In January 2015, AIB College of Business and the University of Iowa announced that AIB would be "gifted" to the UI and become the UI's Des Moines campus with AIB students grandfathered in. However, plans quickly shifted, and the Iowa Board of Regents approved on a plan to turn the campus into a Regents Regional Resource Center for the Des Moines market, managed by the UI. AIB students would have instead to graduate or transfer before the campus closed in June 2016. The center is in theory open to the UI, Iowa State University, and the University of Northern Iowa, though only the UI currently plans to offer programs on site. The regents asked a consultant to review whether the AIB site is the best fit for the resource center in the long term and left open the possibility of selling the campus. The site is worth about $20.4 million.

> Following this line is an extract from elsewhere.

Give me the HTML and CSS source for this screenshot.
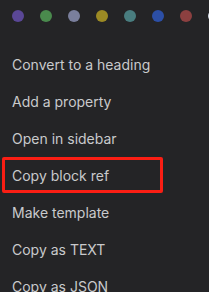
FILE: index.html
```html
<!DOCTYPE html>
<html>
<head>
<meta charset="utf-8">
<link rel="stylesheet" href="styles.css">
</head>
<body>
<div class="menu">
  <div class="colors">
    <span class="dot purple"></span>
    <span class="dot green"></span>
    <span class="dot gray"></span>
    <span class="dot yellow"></span>
    <span class="dot teal"></span>
    <span class="dot blue"></span>
    <span class="dot red"></span>
    <span class="dot clear"></span>
  </div>
  <ul class="items">
    <li class="item">Convert to a heading</li>
    <li class="item">Add a property</li>
    <li class="item">Open in sidebar</li>
    <li class="item highlighted">Copy block ref</li>
    <li class="item">Make template</li>
    <li class="item">Copy as TEXT</li>
    <li class="item">Copy as JSON</li>
  </ul>
</div>
</body>
</html>
```
FILE: styles.css
```css
html, body {
  margin: 0;
  padding: 0;
  background: #242426;
  overflow: hidden;
}
.menu {
  width: 209px;
  height: 292px;
  overflow: hidden;
  font-family: Inter, "Noto Sans", sans-serif;
  font-size: 14px;
  color: #c9cacc;
}
.colors {
  display: flex;
  gap: 16px;
  padding: 10px 0 0 12px;
  height: 37px;
  box-sizing: border-box;
  white-space: nowrap;
}
.dot {
  flex: none;
  width: 12px;
  height: 12px;
  border-radius: 50%;
}
.purple { background: #5a4796; }
.green { background: #4a8a4d; }
.gray { background: #7a7f9c; }
.yellow { background: #9c8a24; }
.teal { background: #497d7f; }
.blue { background: #2c4fa6; }
.red { background: #8c4040; }
.clear {
  box-sizing: border-box;
  border: 1.5px solid #d6dce8;
  background: transparent;
}
.items {
  list-style: none;
  margin: 9px 0 0 0;
  padding: 0;
}
.item {
  height: 37px;
  display: flex;
  align-items: center;
  padding-left: 12px;
  box-sizing: border-box;
  white-space: nowrap;
}
.item.highlighted {
  margin-left: 2px;
  width: 161px;
  height: 36px;
  margin-bottom: 1px;
  padding-left: 7px;
  border: 3px solid #fa1e14;
  border-radius: 2px;
}
```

The consultant found that the campus is not the "most positive" location for such for such a center. Bruce Rastetter, Board of Regents President, commented that the AIB Campus "is downtown!" during a campus visit. In July 2018, the University of Iowa announced that they would close the AIB Campus and sell the land and buildings. Proceeds of the property sale were put in a dedicated scholarship fund to assist central Iowa students.

==Education==
AIB offered Bachelor of Science degrees in Accounting, Business Administration, Court Reporting and Steno Reporting. The college also offered Associate of Applied Science (A.A.S) degree programs in the fields of Accounting, Business Administration, Information Technology, Sports and Event Management, Travel and Tourism, Media Communications, and Voice Captioning. Business Administration degrees were offered in the areas of Leadership, Financial Services, and Sales and Marketing. All associate degree majors were also available online. AIB was one of the few institutions in the United States that offers a college degree in Voice Captioning.

The average tuition rate at AIB in 2009 per student was $26,000 per year including fees and books. The student to faculty ratio is approximately 18:1. Of the 7 degree programs offered at AIB, 5 of them are eligible for distance education.

==Athletics==
The AIB athletic teams were called the Eagles. The college was a member of the National Association of Intercollegiate Athletics (NAIA), primarily competing in the Midwest Collegiate Conference (MCC) from 2010–11 to 2014–15 (when the conference dissolved).

AIB competed in 13 intercollegiate varsity sports: Men's sports included baseball, basketball, bowling, golf and soccer (wrestling was to be added in 2017); while women's sports included basketball, bowling, competitive dance, golf, soccer, softball and volleyball. Cheerleading was offered as a co-ed sport. AIB also had a school band and many clubs.

===Accomplishments===
In 2013 the AIB dance team received their first D1 rating at the State Competition. In 2014 the women's soccer team won the MCC Championship. In 2014 the baseball team placed 2nd in the MCC Championship. In 2015 the boys basketball team losses to William Penn University in MCC Tournament Semi-Final.

===Facilities===
The AIB Eagles played their basketball home games in the AIB Activities Center – a $5 million facility that can accommodate more than 2,000 people. The facility, built in 1999, features a gymnasium, running track, cardio room and weight room. It also has men's and women's locker rooms, a press box, scoreboards and concession areas.